三連覇のかかっていた中、決勝は惜しくも同志社香里高校に敗れて準優勝となったが、その演技「バブリーダンス」がYouTubeで累計8575万回再生(2020年2月現在)という驚異的な数字を叩き出し、ネタ元となった平野ノラとのダンスコラボも実現。
これに連動し、「出囃子」およびダンスの音楽として使われていた「ダンシング・ヒーロー」がビルボード・ジャパンで週間2位にまでジャンプアップ、30年以上ぶりにリバイバルヒットを果たす。
その後、中止された御堂筋パレードの後継イベントとして開催されている「御堂筋ランウェイ」2017年度版、2017年日本レコード大賞などで荻野目洋子本人とのコラボパフォーマンスが実現した。
この年、急遽同曲のヴァージョン違い15曲を集めた「ダンシング・ヒーロー・アーカイブス」が発売され、ビルボードジャパンダウンロード最高6位、ストリーミング最高3位を記録している。

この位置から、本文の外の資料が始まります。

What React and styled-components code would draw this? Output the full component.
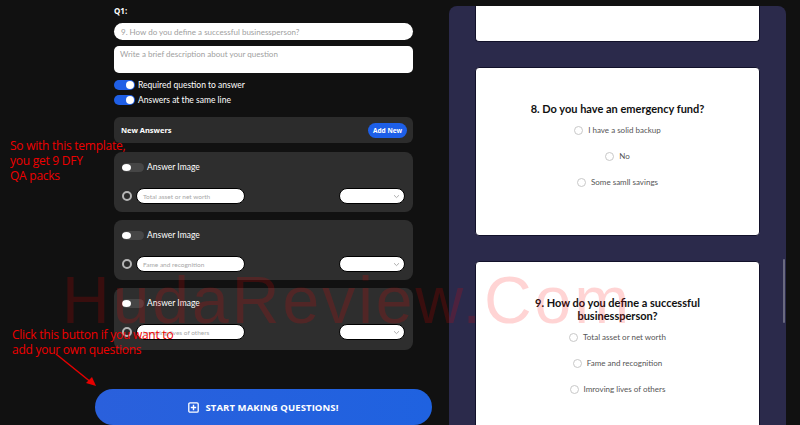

セトリ:「ダンシング・ヒーロー(Eat you up)」


失われた30年

▽そもそも、私が「スナック昭和」を始めたのも、この「ダンシング・ヒーロー」のリバイバルに象徴される、バブル時代をはじめとする昭和の時代を見直そうという機運によるもの。
「ダンシング・ヒーロー」発表当時は1985年のプラザ合意によって急激な円高不況となり、厳密にはバブル景気のような好況では全くなかったものの、それまでの経済成長とその1年後からスタートするバブル景気を象徴する歌として認識されるようになった。
「失われた30年」と呼ばれた平成時代。バブル以降、我々が失ったものは何か、思い出さなければならないものは何か、逆に繰り返してはいけないものは何かを探る意味で、その時代時代の写し鏡である歌の分析を続けているし、これからも研究し続けていきたい。


補足:

YouTube「TDC バブリーダンス」の動画再生数は、5月5日現在の時点で、8864万回。一時期ほどの勢いはないものの、まだまだ伸びてます。凄いです。

それはともかく「分析を続けているし、これからも研究し続けていきたい」とか偉そうに御託を垂れてますが、スナック昭和の企画が50回で中断したので、それも頓挫?しちゃってます(苦笑)。というか、今は我々も「さらに失う」フェイズに入ってますからね…

現在、土曜日に週1でやってる後継シリーズ「スナック令和」で、昭和にこだわらず平成期・令和期まで含めて取り扱っていますが、あと3回でソフトバレエとminus(-)をとりあえず完結させなきゃいけないので、そのあとのテーマをどうするか、で「スナック令和」の方向性が決まるような気がします。あてにせずにご期待下さい。